Extinct genus of tetrapodomorphs

Madygenerpeton is an extinct genus of chroniosuchid reptiliomorph from the Late Triassic Madygen Formation of Kyrgyzstan. It was first named by paleontologists Rainer R. Schoch, Sebastian Voigt and Michael Buchwitz in 2010 from a nearly complete skull and associated osteoderms. The type species is M. pustulatus.

==Description==
Madygenerpeton, like other chroniosuchids, has osteoderms, or bony plates, overlying its spine. These osteoderms interlock with each other and connect to their associated vertebrae on the spinal column. They are wide and have curved or peaked surfaces. On the upper surface of the front end and the lower surface of the back end of each osteoderm there are facets covered in concentric ridges and furrows. These facets allow the plates to interlock with each other. The relatively narrow width of the osteoderms in Madygenerpeton allow for more lateral flexion in the trunk of than other chroniosuchids, up to 7.5°.

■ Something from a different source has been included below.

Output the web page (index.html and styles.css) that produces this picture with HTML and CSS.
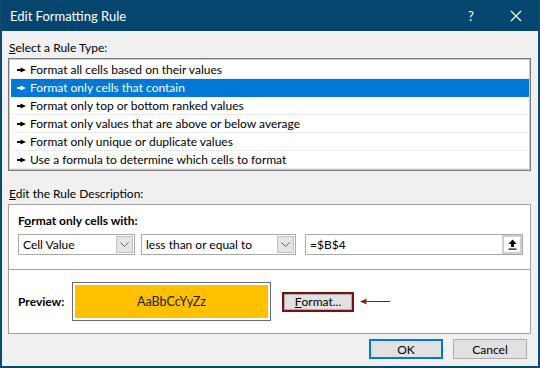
FILE: index.html
```html
<!DOCTYPE html>
<html>
<head>
<meta charset="utf-8">
<link rel="stylesheet" href="styles.css">
</head>
<body>
<div class="window">
  <div class="titlebar">
    <span class="title">Edit Formatting Rule</span>
    <span class="tb-help">?</span>
    <span class="tb-close">
      <svg width="12" height="12" viewBox="0 0 12 12"><path d="M1 1 L11 11 M11 1 L1 11" stroke="#fff" stroke-width="1.2" fill="none"/></svg>
    </span>
  </div>
  <div class="content">
    <div class="label label-first"><u>S</u>elect a Rule Type:</div>
    <div class="list">
      <div class="row"><svg class="arr" width="9" height="6" viewBox="0 0 9 6"><path d="M0 2 H4 V4 H0 Z M3.5 0.5 L9 3 L3.5 5.5 Z" fill="#000"/></svg>Format all cells based on their values</div>
      <div class="row sel"><svg class="arr" width="9" height="6" viewBox="0 0 9 6"><path d="M0 2 H4 V4 H0 Z M3.5 0.5 L9 3 L3.5 5.5 Z" fill="#fff"/></svg>Format only cells that contain</div>
      <div class="row"><svg class="arr" width="9" height="6" viewBox="0 0 9 6"><path d="M0 2 H4 V4 H0 Z M3.5 0.5 L9 3 L3.5 5.5 Z" fill="#000"/></svg>Format only top or bottom ranked values</div>
      <div class="row"><svg class="arr" width="9" height="6" viewBox="0 0 9 6"><path d="M0 2 H4 V4 H0 Z M3.5 0.5 L9 3 L3.5 5.5 Z" fill="#000"/></svg>Format only values that are above or below average</div>
      <div class="row"><svg class="arr" width="9" height="6" viewBox="0 0 9 6"><path d="M0 2 H4 V4 H0 Z M3.5 0.5 L9 3 L3.5 5.5 Z" fill="#000"/></svg>Format only unique or duplicate values</div>
      <div class="row"><svg class="arr" width="9" height="6" viewBox="0 0 9 6"><path d="M0 2 H4 V4 H0 Z M3.5 0.5 L9 3 L3.5 5.5 Z" fill="#000"/></svg>Use a formula to determine which cells to format</div>
    </div>
    <div class="label label-second"><u>E</u>dit the Rule Description:</div>
    <div class="desc">
      <div class="desc-top">
        <div class="bold">F<u>o</u>rmat only cells with:</div>
        <div class="controls">
          <div class="combo combo1"><span class="ctext">Cell Value</span><span class="cbtn"><svg width="9" height="5" viewBox="0 0 9 5"><path d="M0.5 0.5 L4.5 4.5 L8.5 0.5" stroke="#606060" fill="none" stroke-width="1"/></svg></span></div>
          <div class="combo combo2"><span class="ctext">less than or equal to</span><span class="cbtn"><svg width="9" height="5" viewBox="0 0 9 5"><path d="M0.5 0.5 L4.5 4.5 L8.5 0.5" stroke="#606060" fill="none" stroke-width="1"/></svg></span></div>
          <div class="combo input"><span class="ctext">=$B$4</span><span class="ubtn"><svg width="9" height="11" viewBox="0 0 9 11"><path d="M4.5 0.5 L8.5 5 H6 V8 H3 V5 H0.5 Z" fill="#000"/><rect x="0.5" y="9.5" width="8" height="1.2" fill="#000"/></svg></span></div>
        </div>
      </div>
      <div class="desc-bottom">
        <span class="bold plabel">Preview:</span>
        <div class="preview"><div class="preview-in">AaBbCcYyZz</div></div>
        <div class="fmt-wrap"><span class="btn fmt"><u>F</u>ormat...</span></div>
        <svg class="pointer" width="30" height="7" viewBox="0 0 30 7"><path d="M0 3.5 L7 0.5 L6 3 H30 V4 H6 L7 6.5 Z" fill="#7a1a1a"/></svg>
      </div>
    </div>
    <div class="buttons">
      <span class="btn ok">OK</span>
      <span class="btn cancel">Cancel</span>
    </div>
  </div>
</div>
</body>
</html>
```

FILE: styles.css
```css
html, body {
  margin: 0;
  padding: 0;
  background: #ffffff;
}
body {
  font-family: Lato, "Noto Sans", "DejaVu Sans", sans-serif;
  font-size: 12px;
  color: #000;
}
.window {
  width: 540px;
  height: 368px;
  box-sizing: border-box;
  background: #f0f0f0;
  border-left: 2px solid #0c4a6f;
  border-right: 2px solid #0c4a6f;
  border-bottom: 2px solid #0c4a6f;
  display: flex;
  flex-direction: column;
}
.titlebar {
  height: 31px;
  background: #05466e;
  color: #fff;
  display: flex;
  align-items: center;
  padding-left: 8px;
  flex-shrink: 0;
}
.title {
  font-size: 13px;
  flex: 1;
}
.tb-help {
  font-size: 13px;
  width: 14px;
  margin-right: 28px;
}
.tb-close {
  width: 12px;
  height: 12px;
  margin-right: 16px;
  display: flex;
}
.content {
  padding: 0 0 0 6px;
  display: flex;
  flex-direction: column;
}
.label {
  height: 16px;
  line-height: 16px;
  padding-left: 1px;
}
.label-first {
  margin-top: 9px;
}
.label-second {
  margin-top: 15px;
}
.list {
  margin-top: 2px;
  width: 523px;
  box-sizing: border-box;
  border: 1px solid #7a7a7a;
  outline: 1px solid #c8c8c8;
  outline-offset: -2px;
  background: #fff;
  padding: 2px 1px 1px 2px;
}
.row {
  height: 17px;
  line-height: 17px;
  border-bottom: 1px solid #ececec;
  display: flex;
  align-items: center;
  padding-left: 6px;
  white-space: nowrap;
}
.row.sel {
  background: #0078d7;
  color: #fff;
  border-bottom-color: #0078d7;
}
.arr {
  margin-right: 4px;
  flex-shrink: 0;
}
.desc {
  margin-top: 2px;
  width: 523px;
  display: flex;
  flex-direction: column;
}
.desc-top {
  height: 65px;
  box-sizing: border-box;
  border: 1px solid #a0a0a0;
  border-bottom: none;
  background: #fff;
  padding: 8px 0 0 9px;
}
.bold {
  font-weight: bold;
  font-size: 12px;
  line-height: 16px;
}
.plabel {
  width: 54px;
  flex-shrink: 0;
}
.controls {
  display: flex;
  margin-top: 5px;
}
.combo {
  height: 21px;
  box-sizing: border-box;
  border: 1px solid #a9a9a9;
  background: #fff;
  display: flex;
  align-items: center;
  padding-left: 4px;
}
.combo1 {
  width: 117px;
  margin-right: 6px;
}
.combo2 {
  width: 155px;
  margin-right: 9px;
}
.input {
  width: 218px;
}
.ctext {
  flex: 1;
  white-space: nowrap;
}
.cbtn {
  width: 17px;
  height: 17px;
  box-sizing: border-box;
  background: #e5e5e5;
  border: 1px solid #c2c2c2;
  margin-right: 1px;
  display: flex;
  align-items: center;
  justify-content: center;
}
.ubtn {
  width: 20px;
  height: 19px;
  box-sizing: border-box;
  background: #fff;
  border: 2px solid #cfcfcf;
  display: flex;
  align-items: center;
  justify-content: center;
}
.desc-bottom {
  height: 65px;
  box-sizing: border-box;
  border: 1px solid #a0a0a0;
  background: #fff;
  display: flex;
  align-items: center;
  padding-left: 9px;
}
.preview {
  width: 199px;
  height: 39px;
  box-sizing: border-box;
  border: 1px solid #6e6e6e;
  padding: 2px;
}
.preview-in {
  height: 100%;
  background: #ffc000;
  display: flex;
  align-items: center;
  justify-content: center;
  color: #222;
  font-size: 12.5px;
}
.fmt-wrap {
  margin-left: 11px;
  border: 2px solid #7a1010;
  display: flex;
}
.btn {
  display: flex;
  align-items: center;
  justify-content: center;
  box-sizing: border-box;
  background: #e1e1e1;
}
.fmt {
  width: 68px;
  height: 16px;
  border: 1px solid #adadad;
}
.pointer {
  margin-left: 6px;
}
.buttons {
  display: flex;
  margin-top: 5px;
  padding-left: 361px;
}
.ok {
  width: 74px;
  height: 20px;
  border: 2px solid #0078d7;
}
.cancel {
  width: 74px;
  height: 20px;
  border: 1px solid #adadad;
  margin-left: 10px;
}
```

The skull has a parabolic outline and its surface is covered with pustular ornamentation. This distinctive ornamentation gives the type species its name, M. pustulatus. Unlike other chroniosuchids, Madygenerpeton lacks an antorbital fontanelle in front of the eyes. The postparietal or posterior area of the skull is concave.

== Paleobiology ==
The tightly interlocking osteoderms along the back of Permian chroniosuchians were likely an adaptation to terrestrial locomotion. The plates made the vertebral column more rigid, allowing it to better cope with stresses from shearing, torsion, compression, and tension. However, the increased stability of the vertebral column resulted in less flexibility. In Madygenerpeton, the increased flexibility of the trunk may have been an adaptation to a secondarily aquatic lifestyle. Greater lateral flexion would have enabled lateral undulation useful for swimming.